Based on all of these accomplishments, it is fitting that Professor Catherine Forestell is recognized with the 2022 Arts & Sciences Faculty Award for Teaching Excellence.
Michael Iyanaga
Professor Iyanaga’s teaching quality and demonstrated commitment to student learning are readily apparent from student comments like this one:
Professor Iyanaga embodies what any W&M professor should strive to be. He goes out of his way to create an inclusive environment for all students to walk into his classroom. Professor Iyanaga integrates diverse readings and content into his courses. This is an example not only students but other faculty members should look up to. He ties the class content to the real world and presents it in a way where students can learn and apply it to their everyday lives. During my four years at W&M, I have never seen a professor who shows up to class every day with such a great attitude and energy; it is so contagious.

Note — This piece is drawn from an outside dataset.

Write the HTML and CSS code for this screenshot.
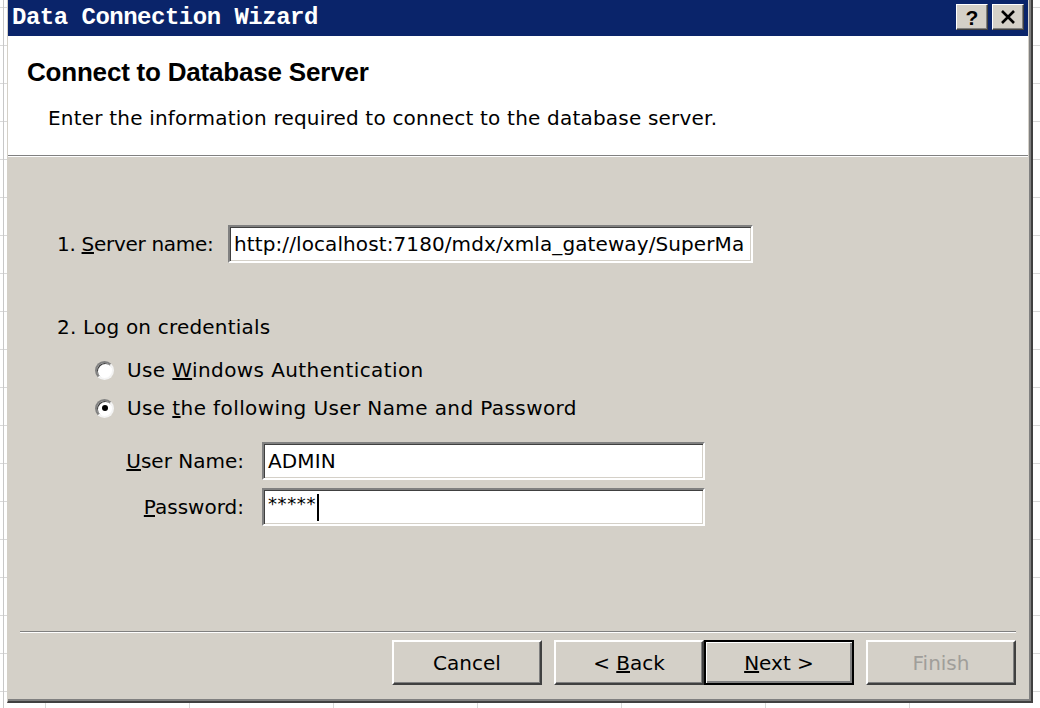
FILE: index.html
```html
<!DOCTYPE html>
<html>
<head>
<meta charset="utf-8">
<link rel="stylesheet" href="styles.css">
</head>
<body>
<div class="dialog">
  <div class="titlebar">
    <span class="title">Data Connection Wizard</span>
    <div class="tb-btns">
      <div class="tbb help">?</div>
      <div class="tbb close">
        <svg width="16" height="14" viewBox="0 0 16 14"><path d="M2 1 L14 13 M14 1 L2 13" stroke="#000" stroke-width="2.6" fill="none"/></svg>
      </div>
    </div>
  </div>
  <div class="header">
    <h1 class="h-title">Connect to Database Server</h1>
    <p class="h-desc">Enter the information required to connect to the database server.</p>
  </div>
  <div class="hsep"></div>
  <div class="main">
    <div class="server-row">
      <span class="server-label">1. <u>S</u>erver name:</span>
      <div class="field server-field">http://localhost:7180/mdx/xmla_gateway/SuperMa</div>
    </div>
    <div class="creds">2. Log on credentials</div>
    <div class="radio-row first"><span class="rb"></span><span>Use <u>W</u>indows Authentication</span></div>
    <div class="radio-row"><span class="rb on"><span class="dot"></span></span><span>Use <u>t</u>he following User Name and Password</span></div>
    <div class="user-row first">
      <span class="user-label"><u>U</u>ser Name:</span>
      <div class="field user-field">ADMIN</div>
    </div>
    <div class="user-row">
      <span class="user-label"><u>P</u>assword:</span>
      <div class="field user-field"><span class="stars">*****</span><span class="caret"></span></div>
    </div>
  </div>
  <div class="footer">
    <div class="fsep"></div>
    <div class="btn-row">
      <div class="btn cancel">Cancel</div>
      <div class="btn back">&lt;&nbsp;<u>B</u>ack</div>
      <div class="btn next default"><u>N</u>ext&nbsp;&gt;</div>
      <div class="btn finish disabled">Finish</div>
    </div>
  </div>
</div>
</body>
</html>
```
FILE: styles.css
```css
html, body {
  margin: 0;
  padding: 0;
}
body {
  width: 1040px;
  height: 708px;
  overflow: hidden;
  font-family: "DejaVu Sans", Verdana, sans-serif;
  color: #000;
  background-color: #fff;
  background-image:
    linear-gradient(to right, transparent 3px, #c8c8c8 3px, #c8c8c8 4px, transparent 4px),
    repeating-linear-gradient(to bottom, transparent 0, transparent 7px, #d9d9d9 7px, #d9d9d9 8px, transparent 8px, transparent 38px),
    repeating-linear-gradient(to right, transparent 0, transparent 45px, #d9d9d9 45px, #d9d9d9 46px, transparent 46px, transparent 144px);
}
.dialog {
  margin-left: 7px;
  width: 1026px;
  height: 703px;
  box-sizing: border-box;
  background: #d4d0c8;
  border-left: 1px solid #d4d0c8;
  border-right: 2px solid #404040;
  border-bottom: 2px solid #404040;
  padding: 0 3px 3px 0;
  box-shadow: inset -2px -2px 0 #808080;
  display: flex;
  flex-direction: column;
}
.titlebar {
  height: 36px;
  flex: none;
  background: #0a246a;
  display: flex;
  align-items: center;
  justify-content: space-between;
  padding: 0 4px;
}
.title {
  font-family: "Liberation Mono", "Courier New", monospace;
  font-weight: bold;
  font-size: 24px;
  letter-spacing: -0.5px;
  color: #fff;
  margin-top: -1px;
}
.tb-btns {
  display: flex;
  gap: 4px;
  margin-top: -2px;
}
.tbb {
  width: 32px;
  height: 26px;
  box-sizing: border-box;
  background: #d4d0c8;
  border: 1px solid;
  border-color: #fff #404040 #404040 #fff;
  box-shadow: inset -1px -1px 0 #808080;
  display: flex;
  align-items: center;
  justify-content: center;
}
.help {
  font-family: "Liberation Sans", Arial, sans-serif;
  font-weight: bold;
  font-size: 21px;
  line-height: 1;
}
.header {
  height: 119px;
  flex: none;
  box-sizing: border-box;
  background: #fff;
  padding: 21px 0 0 19px;
}
.h-title {
  margin: 0;
  font-family: "Liberation Sans", Arial, sans-serif;
  font-size: 26px;
  font-weight: bold;
  line-height: 30px;
  letter-spacing: -0.2px;
}
.h-desc {
  margin: 19px 0 0 21px;
  font-size: 20px;
  line-height: 24px;
  letter-spacing: 0.2px;
}
.hsep {
  height: 1px;
  flex: none;
  background: #808080;
  border-bottom: 1px solid #fff;
}
.main {
  flex: 1;
  display: flex;
  flex-direction: column;
  padding-left: 49px;
  font-size: 20px;
  letter-spacing: 0.2px;
}
.server-row {
  margin-top: 68px;
  display: flex;
  align-items: center;
}
.server-label {
  width: 171px;
  flex: none;
  letter-spacing: -0.3px;
}
.field {
  height: 38px;
  box-sizing: border-box;
  background: #fff;
  border: 2px solid;
  border-color: #808080 #fff #fff #808080;
  box-shadow: inset 1px 1px 0 #404040, inset -1px -1px 0 #d4d0c8;
  padding: 0 4px;
  line-height: 34px;
  white-space: nowrap;
  overflow: hidden;
  letter-spacing: 0.1px;
}
.server-field {
  width: 525px;
}
.creds {
  margin-top: 52px;
  line-height: 24px;
}
.radio-row {
  height: 38px;
  display: flex;
  align-items: center;
  padding-left: 38px;
  letter-spacing: 0.4px;
}
.radio-row.first {
  margin-top: 12px;
}
.rb {
  width: 19px;
  height: 19px;
  box-sizing: border-box;
  border-radius: 50%;
  background: #fff;
  border: 2px solid;
  border-color: #808080 #f4f4f4 #f4f4f4 #808080;
  box-shadow: inset 1px 1px 0 #404040;
  margin-right: 13px;
  display: flex;
  align-items: center;
  justify-content: center;
}
.dot {
  width: 6px;
  height: 6px;
  border-radius: 50%;
  background: #000;
}
.user-row {
  display: flex;
  align-items: center;
  margin-top: 8px;
}
.user-row.first {
  margin-top: 15px;
}
.user-label {
  width: 187px;
  text-align: right;
  margin-right: 18px;
  flex: none;
  letter-spacing: 0;
}
.user-field {
  width: 443px;
  display: flex;
  align-items: center;
}
.stars {
  font-size: 18px;
  line-height: 18px;
  letter-spacing: 0.6px;
  align-self: flex-start;
  margin-top: 5px;
}
.caret {
  width: 2px;
  height: 27px;
  background: #000;
  margin-left: 1px;
}
.footer {
  flex: none;
}
.fsep {
  margin: 0 12px;
  height: 1px;
  background: #808080;
  border-bottom: 1px solid #fff;
}
.btn-row {
  display: flex;
  justify-content: flex-end;
  padding: 7px 12px 13px;
}
.btn {
  width: 150px;
  height: 45px;
  box-sizing: border-box;
  background: #d4d0c8;
  border: 2px solid;
  border-color: #fff #404040 #404040 #fff;
  box-shadow: inset -1px -1px 0 #808080;
  font-size: 20px;
  display: flex;
  align-items: center;
  justify-content: center;
}
.cancel {
  margin-right: 12px;
}
.next {
  margin-right: 12px;
}
.btn.default {
  border: 2px solid #000;
  box-shadow: inset 1px 1px 0 #fff, inset -2px -2px 0 #808080;
}
.btn.disabled {
  color: #a09e9a;
}
```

Professor Iyanaga has developed and taught a series of courses in Latin American and Caribbean music and religion, including courses with a specific focus on Brazil. He has offered some of these as COLL 100, 150, and 300 courses as well as an upper level required course and a senior writing seminar. The latter offers students practice in designing their own projects and presenting their research at an end-of-the-year symposium. Toward the goal of developing a concentration in Brazilian Studies, Professor Iyanaga has brought together a consortium of Brazil scholars. His course offerings strengthen the focus on Black and Latinx populations, with content focused on Afro-Latin American and more specifically Afro-Brazilian music, religion, religiosity, and culture. Intellectually, his courses disrupt preconceived notions about African “primitivism” and about the “exotic nature” of Latin and Afro-Latin culture. He challenges students to understand how “Latin Music” has been essentialized in European-American interpretations. His classes all seek to uncover Eurocentric hegemonies and confront some of the lasting detrimental effects of colonialism, particularly in notions of beauty, aesthetics, and ways of seeing the world.

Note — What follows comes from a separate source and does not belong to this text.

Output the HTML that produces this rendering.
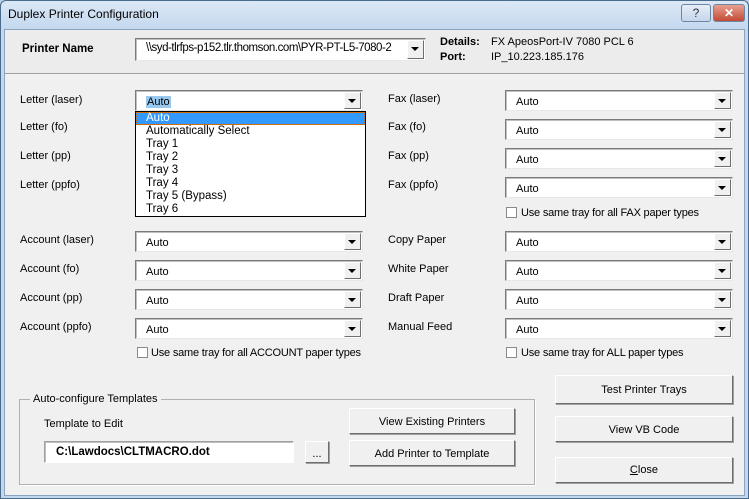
<!DOCTYPE html>
<html><head><meta charset="utf-8"><style>
*{box-sizing:border-box}
body{margin:0;width:749px;height:499px;overflow:hidden;font-family:"Liberation Sans",sans-serif;font-size:11px;color:#000;background:#b9d1ea}
.win{position:absolute;left:0;top:0;width:749px;height:499px;border:1px solid #4a6c8c;border-radius:6px 6px 0 0;background:linear-gradient(#dbe8f6,#c3d7ee 30px);}
.title{position:absolute;left:7px;top:6px;font-size:12px}
.body{position:absolute;left:3px;top:28px;width:741px;height:467px;background:#f0f0f0;border:1px solid #8ba3bf}
.hdr{position:absolute;left:0;top:0;width:739px;height:44px;border-bottom:1px solid #a0a0a0;background:#ececec}
.a{position:absolute;white-space:nowrap}
.cb{position:absolute;width:228px;height:21px;background:#fff;border:1px solid;border-color:#7a7a7a #e8e8e8 #e8e8e8 #7a7a7a;box-shadow:inset 1px 1px 0 #bfbfbf}
.cb span{position:absolute;left:10px;top:5px}
.cb i{position:absolute;right:1px;top:1px;width:17px;height:17px;background:#f0f0f0;border:1px solid;border-color:#fff #6e6e6e #6e6e6e #fff}
.cb i:after{content:"";position:absolute;left:3px;top:6px;border:4px solid transparent;border-top:4px solid #000}
.chk{position:absolute;width:11px;height:11px;background:#fff;border:1px solid #8a8a8a}
.btn{position:absolute;background:#f0f0f0;border:1px solid;border-color:#fff #6e6e6e #6e6e6e #fff;box-shadow:1px 1px 0 #a0a0a0;text-align:center}
.tb{position:absolute;top:3px;width:30px;height:18px;border:1px solid #6c86a4;border-radius:3px}
</style></head><body>
<div class="win">
<div class="title">Duplex Printer Configuration</div>
<div class="tb" style="left:680px;background:linear-gradient(#e6eef8,#c6d6ea);text-align:center;font-size:12px;line-height:16px;color:#334">?</div>
<div class="tb" style="left:712px;width:32px;background:linear-gradient(#e8a090,#c24a36);color:#fff;text-align:center;font-weight:bold;font-size:12px;line-height:16px">✕</div>
<div class="body">
<div class="hdr"></div>
</div>
</div>
<div class="a" style="left:22px;top:43px;font-weight:bold;font-size:11.5px">Printer Name</div>
<div class="cb" style="left:135px;top:38px;width:291px;height:23px"><span style="left:10px;top:3px;font-size:11.5px;letter-spacing:-0.45px">\\syd-tlrfps-p152.tlr.thomson.com\PYR-PT-L5-7080-2</span><i style="height:19px"></i></div>
<div class="a" style="left:440px;top:36px;font-weight:bold">Details:</div>
<div class="a" style="left:491px;top:36px">FX ApeosPort-IV 7080 PCL 6</div>
<div class="a" style="left:440px;top:51px;font-weight:bold">Port:</div>
<div class="a" style="left:491px;top:51px">IP_10.223.185.176</div>

<div class="a" style="left:20px;top:94px">Letter (laser)</div>
<div class="a" style="left:20px;top:121px">Letter (fo)</div>
<div class="a" style="left:20px;top:150px">Letter (pp)</div>
<div class="a" style="left:20px;top:179px">Letter (ppfo)</div>
<div class="a" style="left:20px;top:234px">Account (laser)</div>
<div class="a" style="left:20px;top:263px">Account (fo)</div>
<div class="a" style="left:20px;top:292px">Account (pp)</div>
<div class="a" style="left:20px;top:321px">Account (ppfo)</div>

<div class="a" style="left:388px;top:93px">Fax (laser)</div>
<div class="a" style="left:388px;top:121px">Fax (fo)</div>
<div class="a" style="left:388px;top:150px">Fax (pp)</div>
<div class="a" style="left:388px;top:179px">Fax (ppfo)</div>
<div class="a" style="left:388px;top:234px">Copy Paper</div>
<div class="a" style="left:388px;top:263px">White Paper</div>
<div class="a" style="left:388px;top:292px">Draft Paper</div>
<div class="a" style="left:388px;top:321px">Manual Feed</div>

<div class="cb" style="left:135px;top:90px"><span style="left:10px;background:#99c9ef;padding:0 1px">Auto</span><i></i></div>
<div class="cb" style="left:135px;top:231px"><span>Auto</span><i></i></div>
<div class="cb" style="left:135px;top:260px"><span>Auto</span><i></i></div>
<div class="cb" style="left:135px;top:289px"><span>Auto</span><i></i></div>
<div class="cb" style="left:135px;top:318px"><span>Auto</span><i></i></div>
<div class="cb" style="left:505px;top:90px"><span>Auto</span><i></i></div>
<div class="cb" style="left:505px;top:119px"><span>Auto</span><i></i></div>
<div class="cb" style="left:505px;top:148px"><span>Auto</span><i></i></div>
<div class="cb" style="left:505px;top:177px"><span>Auto</span><i></i></div>
<div class="cb" style="left:505px;top:231px"><span>Auto</span><i></i></div>
<div class="cb" style="left:505px;top:260px"><span>Auto</span><i></i></div>
<div class="cb" style="left:505px;top:289px"><span>Auto</span><i></i></div>
<div class="cb" style="left:505px;top:318px"><span>Auto</span><i></i></div>

<div class="chk" style="left:506px;top:207px"></div>
<div class="a" style="left:521px;top:207px;letter-spacing:-0.2px">Use same tray for all FAX paper types</div>
<div class="chk" style="left:137px;top:347px"></div>
<div class="a" style="left:151px;top:347px;letter-spacing:-0.2px">Use same tray for all ACCOUNT paper types</div>
<div class="chk" style="left:506px;top:347px"></div>
<div class="a" style="left:521px;top:347px;letter-spacing:-0.2px">Use same tray for ALL paper types</div>

<div style="position:absolute;left:135px;top:111px;width:231px;height:106px;background:#fff;border:1px solid #000;font-size:11.5px;line-height:13px">
<div style="background:#3399ff;color:#fff;padding-left:10px;outline:1px dotted #c60;outline-offset:-1px">Auto</div>
<div style="padding-left:10px">Automatically Select</div>
<div style="padding-left:10px">Tray 1</div>
<div style="padding-left:10px">Tray 2</div>
<div style="padding-left:10px">Tray 3</div>
<div style="padding-left:10px">Tray 4</div>
<div style="padding-left:10px">Tray 5 (Bypass)</div>
<div style="padding-left:10px">Tray 6</div>
</div>

<div style="position:absolute;left:19px;top:399px;width:516px;height:86px;border:1px solid #b0b0b0;box-shadow:1px 1px 0 #fff"></div>
<div class="a" style="left:30px;top:393px;background:#f0f0f0;padding:0 3px">Auto-configure Templates</div>
<div class="a" style="left:44px;top:418px">Template to Edit</div>
<div class="cb" style="left:44px;top:441px;width:250px;height:22px;border-color:#a0a0a0 #fff #fff #a0a0a0"><span style="left:11px;top:4px;font-weight:bold;font-size:11.5px">C:\Lawdocs\CLTMACRO.dot</span></div>
<div class="btn" style="left:305px;top:441px;width:24px;height:22px;line-height:24px">...</div>
<div class="btn" style="left:349px;top:408px;width:166px;height:26px;line-height:26px">View Existing Printers</div>
<div class="btn" style="left:349px;top:440px;width:166px;height:26px;line-height:26px">Add Printer to Template</div>
<div class="btn" style="left:555px;top:375px;width:178px;height:29px;line-height:28px">Test Printer Trays</div>
<div class="btn" style="left:555px;top:416px;width:178px;height:26px;line-height:27px">View VB Code</div>
<div class="btn" style="left:555px;top:457px;width:178px;height:26px;line-height:25px"><u>C</u>lose</div>
</body></html>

It is fitting that he now be recognized with the Arts & Sciences 2022 Faculty Award for Teaching Excellence.
Jay Watkins
Jay Watkins has been a leader in developing a dynamic and innovative curriculum at William & Mary and an exceptionally strong classroom teacher. His courses enrich History’s graduate and undergraduate offerings in important ways, helping students grasp the complexities of twentieth-century American culture, broadly defined. In addition to the history of sexuality, his courses address themes of cultural identity as refracted through human rights, commemorative practices, and performance. In so doing, Professor Watkins has eagerly taken on the most controversial issues of our day, including debates over Confederate statues in Virginia and the South. Some of his most popular topics courses are ‘Social Justice Movements,’ ‘America in the 1980s,’ and a COLL 100 entitled ‘Dixie’s Monuments.’
Professor Watkins’s investment in curricular innovation is most apparent in his COLL 350 courses. His ‘History on Stage’ was among the few pilot COLL 350s taught in Fall 2020. Professor Watkins has since offered two other distinct COLL 350s, including ‘The Queer South’ and “Sex in America.’ Many of these courses are cross-listed with Gender, Sexuality, and Women’s Studies.

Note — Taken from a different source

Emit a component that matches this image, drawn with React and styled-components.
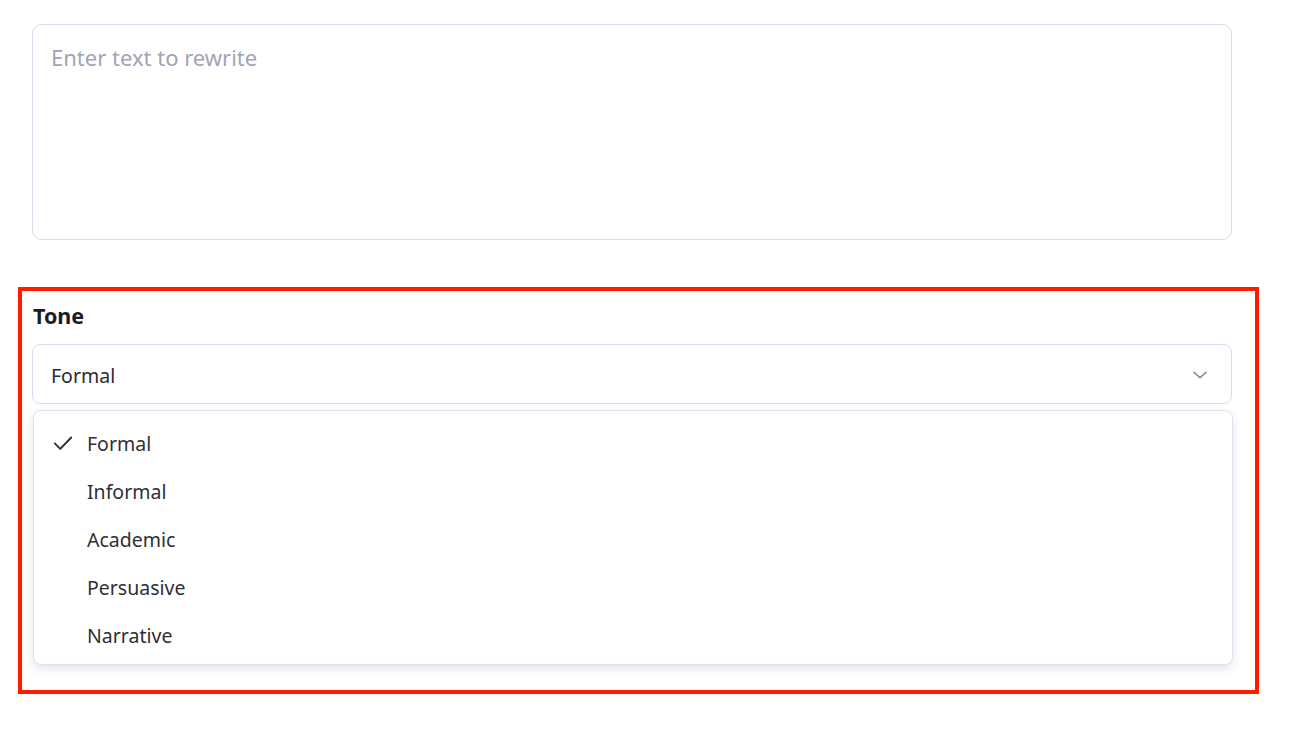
import React, { useState } from "react";
import styled, { createGlobalStyle } from "styled-components";

const Global = createGlobalStyle`
  html, body { margin: 0; padding: 0; background: #ffffff; }
  body { font-family: "Noto Sans", "Open Sans", sans-serif; }
  * { box-sizing: border-box; }
`;

const Page = styled.div`
  width: 1289px;
  height: 745px;
  padding: 24px 0 0 32px;
  display: flex;
  flex-direction: column;
`;

const TextArea = styled.textarea`
  width: 1200px;
  height: 216px;
  border: 1px solid #dcdaee;
  border-radius: 10px;
  padding: 17px 18px;
  font-family: inherit;
  font-size: 22px;
  line-height: 30px;
  color: #333;
  resize: none;
  outline: none;
  background: #fff;
  &::placeholder { color: #a3a3b5; }
`;

const Section = styled.section`
  position: relative;
  width: 1201px;
  margin-top: 61px;
  display: flex;
  flex-direction: column;
  &::after {
    content: "";
    position: absolute;
    left: -14px;
    right: -26px;
    top: -14px;
    bottom: -29px;
    border: 4px solid #ff1a00;
    pointer-events: none;
  }
`;

const Label = styled.label`
  font-size: 21.5px;
  font-weight: 700;
  line-height: 30px;
  color: #1c1c22;
  padding-left: 1px;
`;

const Trigger = styled.button`
  margin-top: 13px;
  width: 1200px;
  height: 60px;
  border: 1px solid #dcdaee;
  border-radius: 8px;
  background: #fff;
  display: flex;
  align-items: center;
  justify-content: space-between;
  padding: 2px 22px 0 18px;
  font-family: inherit;
  font-size: 19.5px;
  color: #2a2a30;
  cursor: pointer;
`;

const Menu = styled.ul`
  list-style: none;
  margin: 6px 0 0 1px;
  padding: 8px 0 5px;
  width: 1200px;
  border: 1px solid #e2e0f0;
  border-radius: 8px;
  background: #fff;
  box-shadow: 0 4px 10px rgba(40, 40, 70, 0.12);
`;

const Item = styled.li`
  height: 48px;
  display: flex;
  align-items: center;
  padding-left: 18px;
  font-size: 19.5px;
  color: #2f2f35;
  cursor: pointer;
`;

const CheckSlot = styled.span`
  width: 35px;
  display: flex;
  align-items: center;
  color: #2a2a2e;
`;

const Check = () => (
  <svg width="22" height="22" viewBox="0 0 24 24" fill="none" stroke="currentColor" strokeWidth="2" strokeLinecap="round" strokeLinejoin="round">
    <path d="M3 12.5l6 6L21 6" />
  </svg>
);

const Chevron = () => (
  <svg width="18" height="18" viewBox="0 0 24 24" fill="none" stroke="#8a8a90" strokeWidth="2" strokeLinecap="round" strokeLinejoin="round">
    <path d="M4 8.5l8 7 8-7" />
  </svg>
);

const tones = ["Formal", "Informal", "Academic", "Persuasive", "Narrative"];

export default function App() {
  const [tone, setTone] = useState("Formal");
  return (
    <>
      <Global />
      <Page>
        <TextArea placeholder="Enter text to rewrite" />
        <Section>
          <Label>Tone</Label>
          <Trigger>
            <span>{tone}</span>
            <Chevron />
          </Trigger>
          <Menu>
            {tones.map((t) => (
              <Item key={t} onClick={() => setTone(t)}>
                <CheckSlot>{t === tone ? <Check /> : null}</CheckSlot>
                {t}
              </Item>
            ))}
          </Menu>
        </Section>
      </Page>
    </>
  );
}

Professor Watkins’s commitment to student learning is visible in the high resonance his courses have for a generation of young people inspired by social activism and the fight for justice and equity. Students describe Dr. Watkins as an “incredibly approachable, passionate, engaging, and helpful professor” and praise his classes for exposing students “to different ideas, concepts, perspectives that [they have] never encountered before.” Professor Watkins speaks, in particular, to the needs and concerns of queer students on campus. His efforts in the renaming of Boswell Hall and his service as the Director of the Boswell Initiative, which delivers programs promoting scholarship on the cultural, economic, political, and policy dimensions of LGBTIQ life in the U.S., have created a more inclusive and affirmative climate on campus.
While excelling at teaching, Professor Watkins has also published his first monograph, Queering the Redneck Riviera: Sexuality and the Rise of Florida Tourism (University of Florida Press, 2018) and assumed major service responsibilities. These include serving on the important Principles for Naming and Renaming Presidential Working Group and co-directing William & Mary’s LGBTIQ Research Project.
These accomplishments make particularly fitting that Professor Watkins be recognized with the Arts & Sciences 2022 Faculty Award for Teaching Excellence.